From b621602ac1255273c987de95750a16f8a117db48 Mon Sep 17 00:00:00 2001
From: "Edward Z. Yang" <edwardzyang@thewritingpot.com>
Date: Thu, 31 Aug 2006 22:25:48 +0000
Subject: [PATCH] Speed up cleanUTF8 with iconv. Also factored out code point
 to character code.

git-svn-id: http://htmlpurifier.org/svnroot/htmlpurifier/trunk@351 48356398-32a2-884e-a903-53898d9a118a
---
 library/HTMLPurifier/Encoder.php      | 83 ++++++++++++++++++++++-----
 library/HTMLPurifier/EntityParser.php | 38 +-----------
 tests/HTMLPurifier/EncoderTest.php    |  1 +
 3 files changed, 72 insertions(+), 50 deletions(-)

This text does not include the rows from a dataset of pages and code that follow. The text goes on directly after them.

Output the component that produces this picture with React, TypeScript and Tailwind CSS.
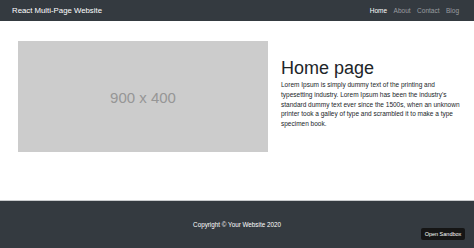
const navLinks = ["Home", "About", "Contact", "Blog"];

export default function App() {
  return (
    <div
      className="flex h-[248px] w-[474px] flex-col bg-white"
      style={{ fontFamily: '"Liberation Sans", Arial, sans-serif' }}
    >
      <header className="flex h-[21px] items-center justify-between bg-[#343a40] pl-[12px] pr-[15px]">
        <span className="text-[7.8px] text-white">React Multi-Page Website</span>
        <nav className="flex items-center gap-[6.5px] text-[6.5px]">
          {navLinks.map((l) => (
            <a key={l} className={l === "Home" ? "text-white" : "text-[#9a9da1]"}>
              {l}
            </a>
          ))}
        </nav>
      </header>

      <main className="flex flex-1 items-start gap-[13px] pl-[18px] pr-[8px] pt-[20px]">
        <div className="flex h-[111px] w-[250px] shrink-0 items-center justify-center bg-[#cccccc]">
          <span className="mt-[3px] text-[15px] text-[#969696]">900 x 400</span>
        </div>
        <div className="pt-[16px]">
          <h1 className="text-[18px] leading-[22px] text-[#212529]">Home page</h1>
          <p className="mt-[1px] text-[6.5px] leading-[9.8px] text-[#212529]">
            Lorem Ipsum is simply dummy text of the printing and typesetting industry. Lorem Ipsum has
            been the industry's standard dummy text ever since the 1500s, when an unknown printer took a
            galley of type and scrambled it to make a type specimen book.
          </p>
        </div>
      </main>

      <footer className="flex h-[48px] items-center justify-center border-t border-[#c9cbcd] bg-[#343a40]">
        <p className="text-[6.3px] text-white">Copyright © Your Website 2020</p>
      </footer>

      <div className="absolute left-[421px] top-[228px] flex h-[12px] w-[44px] items-center justify-center rounded-[2px] bg-[#151515] text-[5.5px] text-white">
        Open Sandbox
      </div>
    </div>
  );
}
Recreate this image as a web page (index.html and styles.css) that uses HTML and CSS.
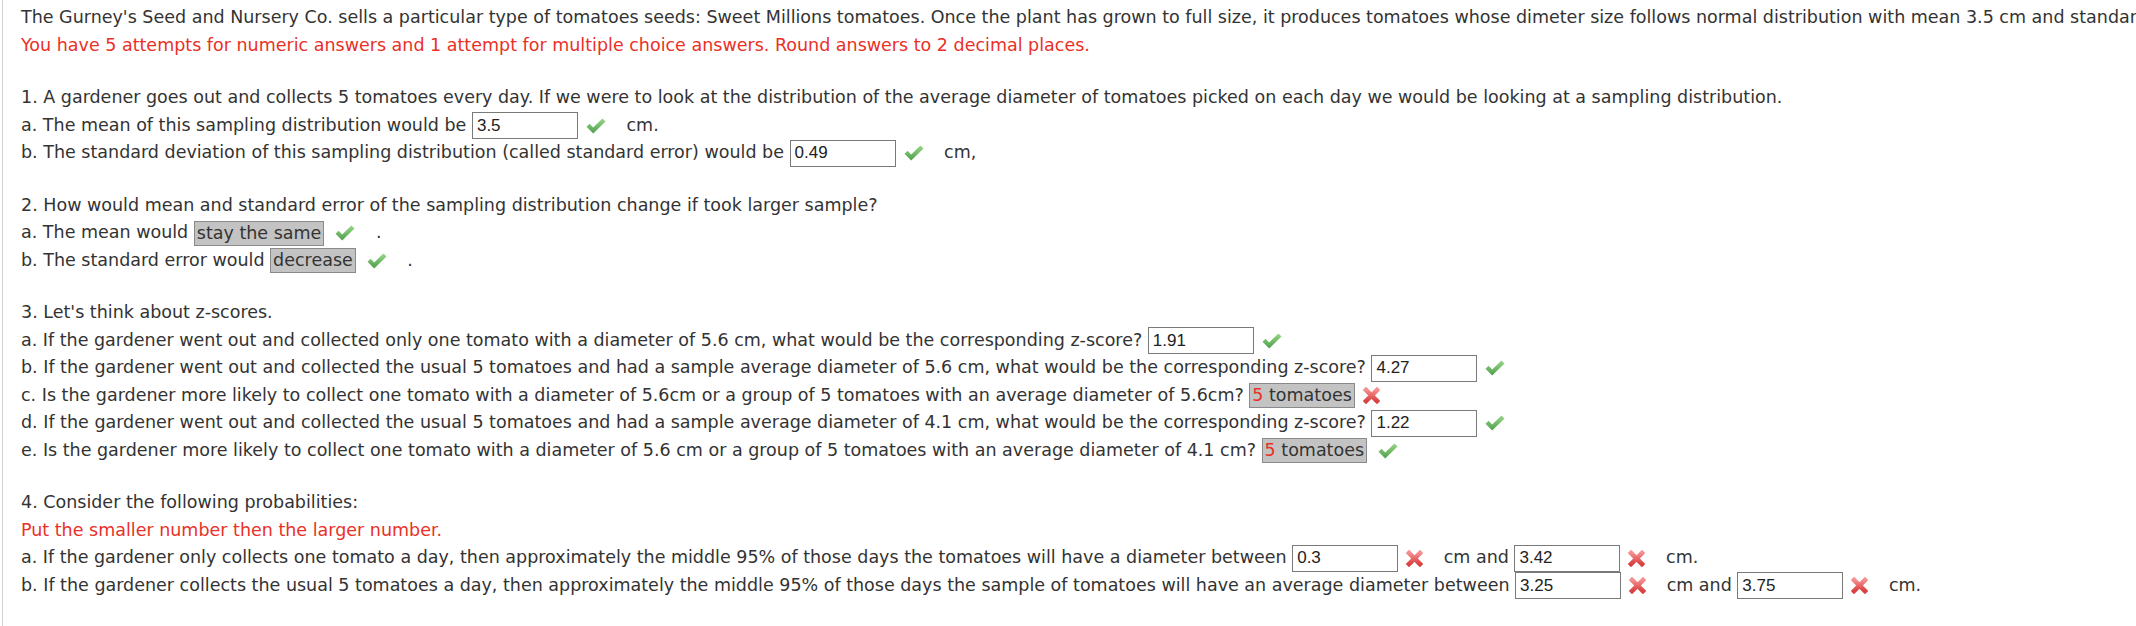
FILE: index.html
```
<!DOCTYPE html>
<html>
<head>
<meta charset="utf-8">
<link rel="stylesheet" href="styles.css">
</head>
<body>
<svg class="defs" width="0" height="0" aria-hidden="true">
  <defs>
    <linearGradient id="gck" x1="0" y1="0" x2="0" y2="1">
      <stop offset="0" stop-color="#9ad88a"/>
      <stop offset="1" stop-color="#4c9e4a"/>
    </linearGradient>
    <linearGradient id="gx" x1="0" y1="0" x2="0" y2="1">
      <stop offset="0" stop-color="#f49090"/>
      <stop offset="1" stop-color="#d9403f"/>
    </linearGradient>
    <symbol id="ck" viewBox="0 0 20 16">
      <polygon points="0.5,8.8 3.6,5.8 7.2,9.4 16.4,0.4 19.5,3.4 7.2,15.6" fill="url(#gck)"/>
    </symbol>
    <symbol id="xx" viewBox="0 0 17 17">
      <path d="M3 3 L14 14 M14 3 L3 14" stroke="url(#gx)" stroke-width="4.6" stroke-linecap="square" fill="none"/>
    </symbol>
  </defs>
</svg>
<div class="page">
  <section class="sec">
    <div class="ln">The Gurney's Seed and Nursery Co. sells a particular type of tomatoes seeds: Sweet Millions tomatoes. Once the plant has grown to full size, it produces tomatoes whose dimeter size follows normal distribution with mean 3.5 cm and standard deviation 1.1 cm.</div>
    <div class="ln red">You have 5 attempts for numeric answers and 1 attempt for multiple choice answers. Round answers to 2 decimal places.</div>
  </section>

  <section class="sec">
    <div class="ln">1. A gardener goes out and collects 5 tomatoes every day. If we were to look at the distribution of the average diameter of tomatoes picked on each day we would be looking at a sampling distribution.</div>
    <div class="ln">a. The mean of this sampling distribution would be <input class="ans" type="text" value="3.5" readonly><svg class="mk"><use href="#ck"/></svg> cm.</div>
    <div class="ln">b. The standard deviation of this sampling distribution (called standard error) would be <input class="ans" type="text" value="0.49" readonly><svg class="mk"><use href="#ck"/></svg> cm,</div>
  </section>

  <section class="sec">
    <div class="ln">2. How would mean and standard error of the sampling distribution change if took larger sample?</div>
    <div class="ln">a. The mean would <span class="sel">stay the same</span><svg class="mk sm"><use href="#ck"/></svg> .</div>
    <div class="ln">b. The standard error would <span class="sel">decrease</span><svg class="mk sm"><use href="#ck"/></svg> .</div>
  </section>

  <section class="sec">
    <div class="ln">3. Let's think about z-scores.</div>
    <div class="ln">a. If the gardener went out and collected only one tomato with a diameter of 5.6 cm, what would be the corresponding z-score? <input class="ans" type="text" value="1.91" readonly><svg class="mk"><use href="#ck"/></svg></div>
    <div class="ln">b. If the gardener went out and collected the usual 5 tomatoes and had a sample average diameter of 5.6 cm, what would be the corresponding z-score? <input class="ans" type="text" value="4.27" readonly><svg class="mk"><use href="#ck"/></svg></div>
    <div class="ln">c. Is the gardener more likely to collect one tomato with a diameter of 5.6cm or a group of 5 tomatoes with an average diameter of 5.6cm? <span class="sel"><span class="red">5</span> tomatoes</span><svg class="mk x"><use href="#xx"/></svg></div>
    <div class="ln">d. If the gardener went out and collected the usual 5 tomatoes and had a sample average diameter of 4.1 cm, what would be the corresponding z-score? <input class="ans" type="text" value="1.22" readonly><svg class="mk"><use href="#ck"/></svg></div>
    <div class="ln">e. Is the gardener more likely to collect one tomato with a diameter of 5.6 cm or a group of 5 tomatoes with an average diameter of 4.1 cm? <span class="sel"><span class="red">5</span> tomatoes</span><svg class="mk sm"><use href="#ck"/></svg></div>
  </section>

  <section class="sec">
    <div class="ln">4. Consider the following probabilities:</div>
    <div class="ln red">Put the smaller number then the larger number.</div>
    <div class="ln">a. If the gardener only collects one tomato a day, then approximately the middle 95% of those days the tomatoes will have a diameter between <input class="ans" type="text" value="0.3" readonly><svg class="mk x"><use href="#xx"/></svg> cm and <input class="ans" type="text" value="3.42" readonly><svg class="mk x"><use href="#xx"/></svg> cm.</div>
    <div class="ln">b. If the gardener collects the usual 5 tomatoes a day, then approximately the middle 95% of those days the sample of tomatoes will have an average diameter between <input class="ans" type="text" value="3.25" readonly><svg class="mk x"><use href="#xx"/></svg> cm and <input class="ans" type="text" value="3.75" readonly><svg class="mk x"><use href="#xx"/></svg> cm.</div>
  </section>
</div>
</body>
</html>
```
FILE: styles.css
```
html, body {
  margin: 0;
  padding: 0;
  overflow: hidden;
  background: #ffffff;
}

.defs {
  position: absolute;
  width: 0;
  height: 0;
}

.page {
  margin-left: 2px;
  border-left: 1px solid #d2d2d2;
  padding: 4px 0 0 18px;
  min-height: 626px;
  box-sizing: border-box;
  font-family: "DejaVu Sans", Verdana, sans-serif;
  font-size: 17.5px;
  color: #333333;
  white-space: nowrap;
}

.sec {
  margin-bottom: 25px;
}

.ln {
  height: 27.5px;
  line-height: 27.5px;
}

.red {
  color: #ea3027;
}

.ans {
  box-sizing: border-box;
  width: 106px;
  height: 27px;
  margin: 0;
  padding: 0 0 0 4px;
  border: 1px solid #7a7a7a;
  border-radius: 0;
  background: #ffffff;
  font-family: "Liberation Sans", Arial, sans-serif;
  font-size: 17px;
  color: #222222;
  vertical-align: middle;
  outline: none;
}

.sel {
  display: inline-block;
  box-sizing: border-box;
  height: 25px;
  line-height: 23px;
  padding: 0 2px;
  border: 1px solid #8a8a8a;
  background: #c3c3c3;
  vertical-align: middle;
}

.mk {
  width: 20px;
  height: 16px;
  margin: 0 15px 0 8px;
  vertical-align: middle;
}

.mk.sm {
  margin-left: 11px;
}

.mk.x {
  width: 17px;
  height: 17px;
  margin-right: 15px;
}
```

diff --git a/library/HTMLPurifier/Encoder.php b/library/HTMLPurifier/Encoder.php
index eaef8380..3315b67c 100644
--- a/library/HTMLPurifier/Encoder.php
+++ b/library/HTMLPurifier/Encoder.php
@@ -20,20 +20,7 @@ class HTMLPurifier_Encoder
      *       respectively. 128 and above the code points map to multibyte
      *       UTF-8 representations.
      * 
-     * @note The functionality provided by the original function could be
-     *       implemented with iconv using 'UTF-8//IGNORE', mbstring, or
-     *       even the PCRE modifier 'u', these do not allow us to strip
-     *       control characters or disallowed code points, and the latter
-     *       does not allow invalid UTF-8 characters to be ignored.  Once
-     *       PHP 6 appears all our problems magically disappear.
-     * 
-     * @note Decomposing the string into Unicode code points is necessary
-     *       because SGML disallows the use of specific code points, not
-     *       necessarily bytes.  A naive implementation that simply strtr
-     *       disallowed code points as bytes will break other Unicode
-     *       characters in which using such bytes is valid.
-     * 
-     * @note Code adapted from utf8ToUnicode by Henri Sivonen and
+     * @note Fallback code adapted from utf8ToUnicode by Henri Sivonen and
      *       hsivonen@iki.fi at <http://iki.fi/hsivonen/php-utf8/> under the
      *       LGPL license.  Notes on what changed are inside, but in general,
      *       the original code transformed UTF-8 text into an array of integer
@@ -46,7 +33,33 @@ class HTMLPurifier_Encoder
      *       would need that, and I'm probably not going to implement them.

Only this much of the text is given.